Emsal Mahkeme Kararı Antalya 2. Asliye Ticaret Mahkemesi 2023/13 E. 2023/613 K. 28.09.2023 T.

Görüntülediğiniz mahkeme kararı henüz kesinleşmemiştir. Yararlı olması amacıyla eklenmiştir.

T.C.
ANTALYA
2. ASLİYE TİCARET MAHKEMESİ

ESAS NO : 2023/13
KARAR NO : 2023/613
DAVA : İtirazın İptali (Ticari Nitelikteki Hizmet Sözleşmesinden Kaynaklanan)
DAVA TARİHİ : 05/01/2023
KARAR TARİHİ : 28/09/2023

Mahkememizde görülmekte bulunan İtirazın İptali (Ticari Nitelikteki Hizmet Sözleşmesinden Kaynaklanan) davasının yapılan açık yargılamasının sonunda,
GEREĞİ DÜŞÜNÜLDÜ:
Davacı vekili dava dilekçesinde özetle; Davacı şirketin Antalya ilinde ve sair illerde yer alan ve şehir içi aydınlatmasında kullanılan elektrik ve aydınlatma direklerinin üzerine reklam ünitesi monte edilmesi ve bu reklam alanlarının ilgililere kiralanması işi ile iştigal eden bir reklamcılık firması olduğunu, davalı şirketle mecra kiralam sözleşmesi imzalayan müvekkili şirket bu kapsamda faaliyetlere başladığını, davalı şirketin reklamlarını direklerde sergilediğini, sözleşmeye güre … kiralayan davalı şirketin talep ettiği afişler direklere asıldığını, sözleşmede belirtilen süreler dahilinde direklerde asılı kaldığını ve kalmaya devam ettiğini, müvekkili şirket imzalanan sözleşme gereği edimini yerine getirdiğini, yapılan işin karşılığı olarak kesilen … tarihli … TL bedelli faturayı davalı şirkete tebliğ ettiğini, davalı şirket faturalara itiraz etmeyip borcu kabul ettiğini, müvekkili şirket edimini yerine getirdiğini ancak davalı şirket sadece … TL ödeme yaptığını, Antalya Genel İcra Müdürlüğü’nün … esas numarası ile ilamsız takip başlattıklarını, ödeme emrinin tebliğinin akabinde borçlu şirket, … tarihli dilekçeyle borcun tüm ferileri ile birlikte tamamına ve faize itiraz ettiğini, itiraz neticesinde takibin durduğunu, arabuluculuğa başvurulduğunu yapılan görüşmeler olumsuz sonuçlandığını, davacı tarafça davalıya ait reklam afişleri sergilenmesine ve fatura kesilmesine rağmen borçlu taraf ödeme yapmadığını, davalının icra dosyasına yaptığı itirazın iptaline ve takibin devamına karar verilmesini talep ve dava etmiştir.

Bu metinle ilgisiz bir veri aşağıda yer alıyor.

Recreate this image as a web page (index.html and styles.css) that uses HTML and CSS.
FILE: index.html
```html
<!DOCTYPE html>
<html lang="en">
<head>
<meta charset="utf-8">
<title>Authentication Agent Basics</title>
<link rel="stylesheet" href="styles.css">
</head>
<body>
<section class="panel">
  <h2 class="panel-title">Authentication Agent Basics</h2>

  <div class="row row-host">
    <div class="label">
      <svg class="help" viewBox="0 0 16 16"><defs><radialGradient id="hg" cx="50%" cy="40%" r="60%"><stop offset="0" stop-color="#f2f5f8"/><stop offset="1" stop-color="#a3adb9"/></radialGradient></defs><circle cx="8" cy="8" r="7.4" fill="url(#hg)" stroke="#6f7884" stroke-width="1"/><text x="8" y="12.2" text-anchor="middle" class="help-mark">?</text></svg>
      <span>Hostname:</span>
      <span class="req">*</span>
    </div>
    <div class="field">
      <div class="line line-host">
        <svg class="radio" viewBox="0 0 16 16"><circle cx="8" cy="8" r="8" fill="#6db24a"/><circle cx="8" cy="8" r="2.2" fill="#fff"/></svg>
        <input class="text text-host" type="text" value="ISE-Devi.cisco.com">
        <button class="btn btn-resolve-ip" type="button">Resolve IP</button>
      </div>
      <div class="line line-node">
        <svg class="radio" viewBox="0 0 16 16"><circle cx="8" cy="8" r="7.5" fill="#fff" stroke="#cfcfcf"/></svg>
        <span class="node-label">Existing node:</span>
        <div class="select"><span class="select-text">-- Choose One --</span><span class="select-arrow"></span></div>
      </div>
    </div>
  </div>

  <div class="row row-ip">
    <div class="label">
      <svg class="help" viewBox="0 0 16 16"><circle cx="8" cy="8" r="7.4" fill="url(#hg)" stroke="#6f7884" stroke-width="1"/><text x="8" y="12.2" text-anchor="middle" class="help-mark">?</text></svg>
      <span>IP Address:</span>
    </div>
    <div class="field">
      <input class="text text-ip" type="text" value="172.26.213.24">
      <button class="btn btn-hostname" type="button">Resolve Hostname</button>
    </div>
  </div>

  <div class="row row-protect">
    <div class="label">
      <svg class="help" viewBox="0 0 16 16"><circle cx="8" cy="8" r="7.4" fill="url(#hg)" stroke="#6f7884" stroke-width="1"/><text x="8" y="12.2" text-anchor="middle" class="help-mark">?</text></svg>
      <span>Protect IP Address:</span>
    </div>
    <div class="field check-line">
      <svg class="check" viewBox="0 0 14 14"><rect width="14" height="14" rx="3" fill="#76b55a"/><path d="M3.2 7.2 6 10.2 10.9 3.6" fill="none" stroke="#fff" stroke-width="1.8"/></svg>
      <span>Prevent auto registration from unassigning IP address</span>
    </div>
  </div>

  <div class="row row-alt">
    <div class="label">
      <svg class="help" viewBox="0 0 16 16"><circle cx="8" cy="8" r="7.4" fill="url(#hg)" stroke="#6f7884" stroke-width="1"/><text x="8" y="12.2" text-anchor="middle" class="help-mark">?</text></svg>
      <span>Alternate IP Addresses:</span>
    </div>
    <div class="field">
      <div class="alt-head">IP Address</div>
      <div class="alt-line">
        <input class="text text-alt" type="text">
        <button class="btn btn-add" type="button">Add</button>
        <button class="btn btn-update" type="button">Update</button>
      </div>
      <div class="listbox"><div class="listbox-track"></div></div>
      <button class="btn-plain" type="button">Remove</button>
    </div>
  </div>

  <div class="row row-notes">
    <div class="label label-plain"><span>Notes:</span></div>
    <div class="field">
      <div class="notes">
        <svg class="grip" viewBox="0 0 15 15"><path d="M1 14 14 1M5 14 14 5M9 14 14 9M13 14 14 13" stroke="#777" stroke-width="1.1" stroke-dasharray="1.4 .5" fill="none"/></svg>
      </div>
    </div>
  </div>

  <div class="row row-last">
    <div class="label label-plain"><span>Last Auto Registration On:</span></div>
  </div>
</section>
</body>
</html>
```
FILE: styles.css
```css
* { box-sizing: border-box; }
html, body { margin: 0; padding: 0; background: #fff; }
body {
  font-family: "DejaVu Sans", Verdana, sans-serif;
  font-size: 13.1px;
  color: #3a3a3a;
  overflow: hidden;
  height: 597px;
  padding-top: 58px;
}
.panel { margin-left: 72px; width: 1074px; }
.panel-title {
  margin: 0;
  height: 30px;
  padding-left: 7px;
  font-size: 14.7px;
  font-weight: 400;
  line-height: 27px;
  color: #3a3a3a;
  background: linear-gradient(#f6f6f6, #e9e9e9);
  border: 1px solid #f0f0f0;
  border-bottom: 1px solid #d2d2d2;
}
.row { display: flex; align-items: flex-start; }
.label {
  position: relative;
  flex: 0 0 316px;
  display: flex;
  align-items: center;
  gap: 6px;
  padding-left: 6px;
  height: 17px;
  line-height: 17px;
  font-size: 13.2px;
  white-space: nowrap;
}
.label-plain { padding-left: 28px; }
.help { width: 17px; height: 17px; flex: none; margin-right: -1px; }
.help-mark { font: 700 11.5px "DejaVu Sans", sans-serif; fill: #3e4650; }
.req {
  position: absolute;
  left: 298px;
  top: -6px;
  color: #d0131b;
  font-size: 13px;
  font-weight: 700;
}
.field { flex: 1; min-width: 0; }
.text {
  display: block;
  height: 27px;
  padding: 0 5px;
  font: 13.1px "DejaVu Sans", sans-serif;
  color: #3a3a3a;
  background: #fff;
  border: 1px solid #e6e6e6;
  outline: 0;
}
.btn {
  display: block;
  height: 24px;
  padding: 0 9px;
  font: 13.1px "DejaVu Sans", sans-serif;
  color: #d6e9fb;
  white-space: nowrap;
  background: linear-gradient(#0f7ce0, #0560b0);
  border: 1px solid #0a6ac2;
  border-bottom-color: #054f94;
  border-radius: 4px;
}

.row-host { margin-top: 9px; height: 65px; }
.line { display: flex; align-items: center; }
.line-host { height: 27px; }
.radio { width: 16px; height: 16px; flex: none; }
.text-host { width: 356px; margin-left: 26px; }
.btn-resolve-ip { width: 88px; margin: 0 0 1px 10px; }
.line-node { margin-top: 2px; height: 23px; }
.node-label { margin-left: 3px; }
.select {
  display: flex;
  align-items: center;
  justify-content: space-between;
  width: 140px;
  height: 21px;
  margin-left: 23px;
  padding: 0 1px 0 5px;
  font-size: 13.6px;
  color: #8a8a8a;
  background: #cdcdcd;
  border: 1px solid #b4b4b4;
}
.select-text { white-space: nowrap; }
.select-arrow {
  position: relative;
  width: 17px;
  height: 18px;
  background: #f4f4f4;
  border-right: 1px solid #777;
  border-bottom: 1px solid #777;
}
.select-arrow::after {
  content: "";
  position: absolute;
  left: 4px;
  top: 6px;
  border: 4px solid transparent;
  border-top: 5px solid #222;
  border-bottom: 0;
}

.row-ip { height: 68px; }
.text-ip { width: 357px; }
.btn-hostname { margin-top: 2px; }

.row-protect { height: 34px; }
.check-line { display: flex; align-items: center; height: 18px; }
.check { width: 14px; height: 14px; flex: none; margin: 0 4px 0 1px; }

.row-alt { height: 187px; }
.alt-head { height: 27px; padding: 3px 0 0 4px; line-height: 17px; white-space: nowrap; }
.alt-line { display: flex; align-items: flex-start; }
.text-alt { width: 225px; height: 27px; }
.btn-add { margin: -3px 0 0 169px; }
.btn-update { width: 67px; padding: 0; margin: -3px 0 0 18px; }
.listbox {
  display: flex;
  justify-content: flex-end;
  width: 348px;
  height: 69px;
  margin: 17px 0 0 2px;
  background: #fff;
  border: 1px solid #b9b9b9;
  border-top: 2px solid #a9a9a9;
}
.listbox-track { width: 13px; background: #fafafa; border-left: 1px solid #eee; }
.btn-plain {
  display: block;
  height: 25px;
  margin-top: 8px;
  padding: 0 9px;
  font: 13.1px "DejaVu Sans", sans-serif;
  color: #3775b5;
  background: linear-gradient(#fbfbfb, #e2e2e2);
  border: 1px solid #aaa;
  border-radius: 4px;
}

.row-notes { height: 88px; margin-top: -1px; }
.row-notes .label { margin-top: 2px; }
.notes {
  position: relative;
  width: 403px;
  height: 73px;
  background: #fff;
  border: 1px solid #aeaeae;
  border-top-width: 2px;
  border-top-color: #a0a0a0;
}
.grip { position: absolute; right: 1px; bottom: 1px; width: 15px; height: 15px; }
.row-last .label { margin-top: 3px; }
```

Davalı vekili cevap dilekçesi özetle; Müvekkilline tebliğ edilmiş faturanın bulunmadığını, davalının, davacının talebi üzerine … hesabına … TL ödeme yaptığını, sözleşme uyarınca aldığı hizmetten vaat edilen şekilde uygulanmadığı için yeterince verim alamadığını, kusurların ve şikayetlerin giderilmesi için hiçbir servis bakımı yapılmadığını, reklamla ilgili imalat ve montaj kusuru olan görüntüleri de dosyaya sunacaklarını, davacı tarafa ihtarname gönderildiğini ancak davacı ihtarı önemsemediğini, davacı şirket hizmetin ifasında kusurlu olduğunu, kusurlu olduğu halde hak etmediği ücreti istediğini belirterek davanın reddini talep etmiştir.
DELİLLER VE GEREKÇE :
Dava, mecra kiralama sözleşmesinden kaynaklanan alacak için başlatılan ilamsız icra takibine vaki itirazın iptaline ilişkindir.

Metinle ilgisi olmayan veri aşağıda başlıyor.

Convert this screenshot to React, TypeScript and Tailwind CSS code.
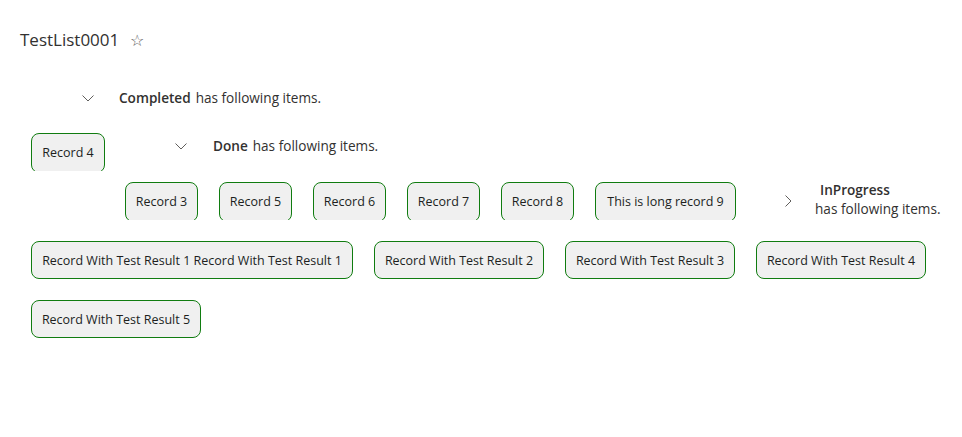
const font = { fontFamily: '"Segoe UI", "Open Sans", "Noto Sans", sans-serif' };

const ChevronDown = () => (
  <svg width="12" height="7" viewBox="0 0 12 7" className="block">
    <path d="M0.5 0.5 L6 6 L11.5 0.5" fill="none" stroke="#605e5c" strokeWidth="1" />
  </svg>
);

const ChevronRight = () => (
  <svg width="7" height="12" viewBox="0 0 7 12" className="block">
    <path d="M0.5 0.5 L6 6 L0.5 11.5" fill="none" stroke="#605e5c" strokeWidth="1" />
  </svg>
);

interface RecordProps {
  label: string;
  width: string;
  clipped?: boolean;
}

const Record: React.FC<RecordProps> = ({ label, width, clipped = false }) => (
  <div className={`${width} h-[38px] ${clipped ? "overflow-hidden" : ""} shrink-0`}>
    <button
      className={`w-full ${
        clipped ? "h-[40px] pt-[1px]" : "h-[38px] pt-[2px]"
      } rounded-[8px] border border-[#107c10] bg-[#f0f0f0] text-[12.5px] text-[#201f1e] whitespace-nowrap`}
    >
      {label}
    </button>
  </div>
);

const GroupHeader = ({ name, chevronW }: { name: string; chevronW: string }) => (
  <div className="flex items-center h-[20px] text-[13.6px] text-[#323130] whitespace-nowrap">
    <div className={`${chevronW} flex items-center`}>
      <ChevronDown />
    </div>
    <span className="ml-[5px] font-semibold">{name}</span>
    <span className="ml-[5px]">has following items.</span>
  </div>
);

export default function App() {
  return (
    <div className="w-[962px] h-[437px] bg-white pt-[29px]" style={font}>
      <div className="flex items-center pl-[20px] h-[22px]">
        <h1 className="text-[17px] leading-[22px] text-[#323130]">TestList0001</h1>
        <span className="ml-[11px] text-[16px] leading-[22px] text-[#605e5c]">☆</span>
      </div>

      <div className="mt-[37px] pl-[82px]">
        <GroupHeader name="Completed" chevronW="w-[32px]" />
      </div>

      <div className="mt-[25px] flex items-start pl-[31px]">
        <Record label="Record 4" width="w-[74px]" clipped />
        <div className="ml-[70px] mt-[3px]">
          <GroupHeader name="Done" chevronW="w-[33px]" />
        </div>
      </div>

      <div className="mt-[11px] flex items-start pl-[125px]">
        <div className="flex gap-[21px]">
          <Record label="Record 3" width="w-[73px]" clipped />
          <Record label="Record 5" width="w-[73px]" clipped />
          <Record label="Record 6" width="w-[73px]" clipped />
          <Record label="Record 7" width="w-[73px]" clipped />
          <Record label="Record 8" width="w-[73px]" clipped />
          <Record label="This is long record 9" width="w-[141px]" clipped />
        </div>
        <div className="ml-[49px] flex items-center h-[38px]">
          <div className="w-[30px] flex items-center">
            <ChevronRight />
          </div>
          <div className="flex flex-col text-[13.6px] leading-[19px] text-[#323130] whitespace-nowrap -mt-[4px]">
            <span className="ml-[5px] font-semibold">InProgress</span>
            <span>has following items.</span>
          </div>
        </div>
      </div>

      <div className="mt-[21px] flex flex-wrap gap-x-[21px] gap-y-[21px] pl-[31px] w-[950px]">
        <Record label="Record With Test Result 1 Record With Test Result 1" width="w-[322px]" />
        <Record label="Record With Test Result 2" width="w-[170px]" />
        <Record label="Record With Test Result 3" width="w-[170px]" />
        <Record label="Record With Test Result 4" width="w-[170px]" />
        <Record label="Record With Test Result 5" width="w-[170px]" />
      </div>
    </div>
  );
}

01.10.2011 tarihinde yürürlüğe giren 6100 Sayılı HMK’nın sulh hukuk mahkemelerinin görevini düzenleyen 4. maddesinin 1/a bendi gereğince kiralanan taşınmazların İcra ve İflas Kanunu’na göre ilamsız icra yolu ile tahliyesine ilişkin hükümler ayrık olmak üzere, kira ilişkisinden doğan alacak davaları da dahil tüm uyuşmazlıkları konu alan davalar ile bu davalara karşı açılan davalar sulh hukuk mahkemesinin görevine girmektedir. Mülga 1086 Sayılı HMUK’dan farklı olarak bu düzenlemede miktar ayırımı yapılmaksızın tahliye, alacak, tazminat, kiracılık sıfatının tespiti gibi tüm kira ilişkisinden kaynaklanan uyuşmazlıkların çözüm yeri sulh hukuk mahkemesi olarak gösterilmiştir.
6100 Sayılı Hukuk Muhakemeleri Kanunu’nun 1. maddesi gereği göreve ilişkin kurallar kamu düzeni ile ilgili olup yargılamanın her aşamasında re’sen dikkate alınması gerekmektedir.

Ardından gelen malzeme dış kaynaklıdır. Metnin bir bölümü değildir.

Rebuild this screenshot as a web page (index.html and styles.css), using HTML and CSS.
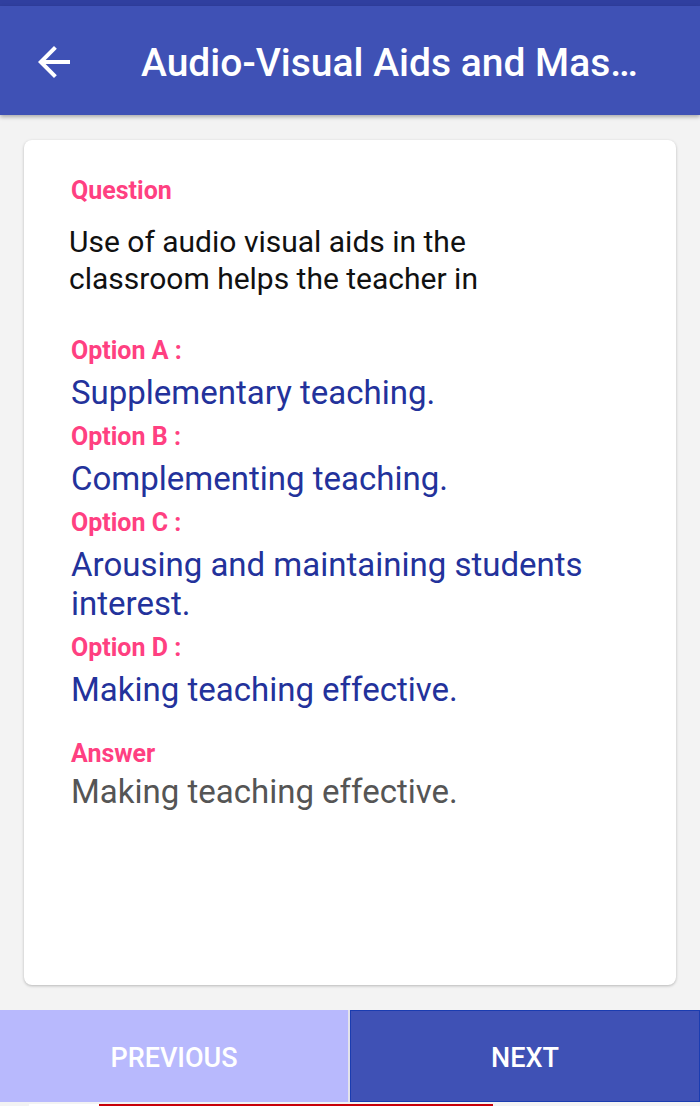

Somut olayda; dava mecra kiralama sözleşmesinden kaynaklanan alacak için başlatılan icra takibinde itirazın iptali istemine yönelik olup, anılan yasal düzenlemeler çerçevesinde davanın Sulh Hukuk Mahkemelerinde görülüp sonuçlandırılması gerektiği, HMK’nın 115. maddesi gereğince yapılan incelemede mahkememizin görevli olmadığı, göreve ilişkin dava şartının olayda bulunmadığı ve tamamlanmasının da mümkün olmadığı saptanmakla görevsizlik kararı vermek gerekmiş ve aşağıdaki şekilde hüküm kurulmuştur.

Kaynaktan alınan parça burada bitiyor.